There are few monastic or other orders remaining and there are few members of them. Evangelicals have generally not developed monastic traditions. Indeed, among some evangelicals, the ordination of the minister persists as long as there is a paycheck and the minister’s vow of poverty is involuntary. Nevertheless, the question of whether these vows are enforceable may arise in secular matters involving ecclesiastical monastic orders.

In Wisconsin Province (“Jesuits”) v Cassem, Memorandum of Decision on Defendant’s Motion to Dismiss (D. Conn., 2019), the federal trial court has before it a lawsuit in which a deceased Jesuit left a retirement savings account. As a Jesuit, he had contributed his earnings to the order all of his life pursuant to his vow. The order provided his living expenses since age eighteen. The bulk of his earnings, however, were derived from a very successful and prominent career as a research psychiatrist. Indeed, the retirement account at issue, which was valued at about $1.5 million, was maintained for most of its existence with a beneficiary designation that named the Jesuit order. Late in life, the Jesuit suffered from dementia and returned to reside with his family during the last years of his life. Sometime during that period, the Jesuit allegedly changed the beneficiary designation on the retirement account from the order to family members. The trial court dismissed the Jesuit’s request for a declaratory judgment that the Jesuits owned the account based on the lifelong vow of its deceased member. The court held that the vow was a contractual obligation of the deceased to the order. Remaining would be whether the order could seek contractual enforcement of the vow against the estate of the deceased Jesuit and whether that contract would supersede the beneficiary designation. That question was not answered in this opinion.
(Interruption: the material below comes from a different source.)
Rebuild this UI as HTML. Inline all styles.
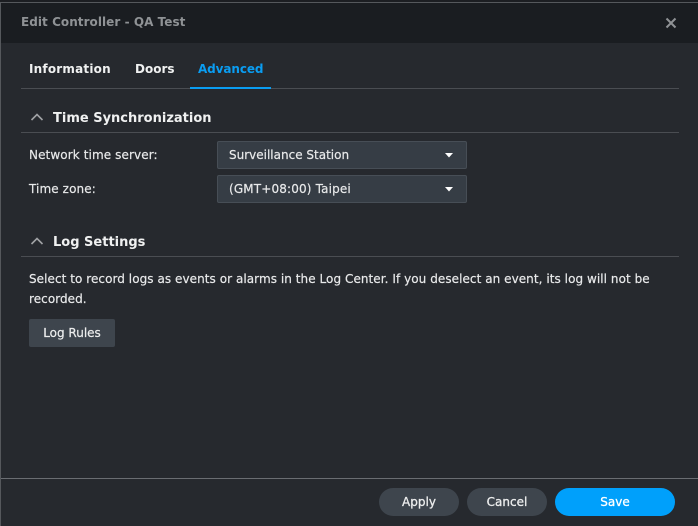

Whether an ecclesiastical vow is enforceable as a contract in a secular court would require a court to determine if the First Amendment Ecclesiastical Abstention Doctrine precluded the claim. Modern church organizations should assume an ecclesiastical vow will not be enforceable in a secular court in most situations, especially if the vow must be enforced against persons not members of the church organization in which the vow was made. For example, the retirement account should have been largely drained by the order with the assistance of the Jesuit upon retirement, if the order was aware of the account, instead of awaiting distribution upon death.

ESCAPING THE LEASH

Parachurch organizations, like senior care facilities and universities may eventually want to slip the leash and go their own way. Sometimes the efforts are crude and tempestuous. Other times they look like perpetual slow motion over a generation or more. In the end, however, if denominational control is exerted through organizational incorporation or governance documents, such as bylaws, the likelihood of escape under current law remains minimal. In the long drawn out efforts to escape, in contrast to the short noisy ones based on momentary shock and awe, it is a test of wills cloaked in the political correctness of the culture of the denomination in which each side attempts to drown the other’s position in kindness and mild rhetoric.

In Missouri Baptist Convention v Missouri Baptist University, et al, Slip Op. (Mo. App. 2019), the denomination’s lawsuit to enforce the governing documents of the university and the senior care center was filed in 2002 and summary judgment granted by the trial court in 2017. There is no explanation in the opinion why this case pended, or was allowed to pend, for fifteen years. The Court of Appeals affirmed the Summary Judgment in 2019 in the seventeenth year of the case. While the university and senior care center defendants attempted to convert the issue to an ecclesiastical issue that could not be judicially resolved, the attempt failed. However, the clever argument was that by deciding the denomination retained its explicitly preserved right to veto changes to the governance documents, the court was in effect deciding a religious dispute that arose between them. The religious dispute was not fully detailed but appeared to be that the denomination wanted the university to adhere in teaching to traditional religious doctrine rather than current scientific theories or conclusions. The clever argument about control and implied ecclesiastical decision making was blunted by the admission by the university and the senior care center that that the denomination was not, in fact, motivated by religious principles in its pursuit of control of the governance documents. That left the governance documents free to be enforced under Neutral Principles of Law, even if the implication of such a ruling would determine where control of the parachurch organization might reside. The appellate court held that third party consent clauses in corporate governance documents did not violate public policy but rather actually effectuated public policy.

Third party consent to amendment clauses in corporate governance documents will generally be enforced. Rather than litigating them, the better practice for the parachurch organization would be to try to raise the capital to buy the clauses back from the third party. A purchased release or waiver would be more certain and less expensive than litigation. Negotiations stretching back over many years may be necessary but stand a greater chance of success. If litigation is preferred, the argument that enforcement of the governance documents will also unfairly decide, not just implicate a true religious dispute, is the only avenue that offers any material slim hope in most states.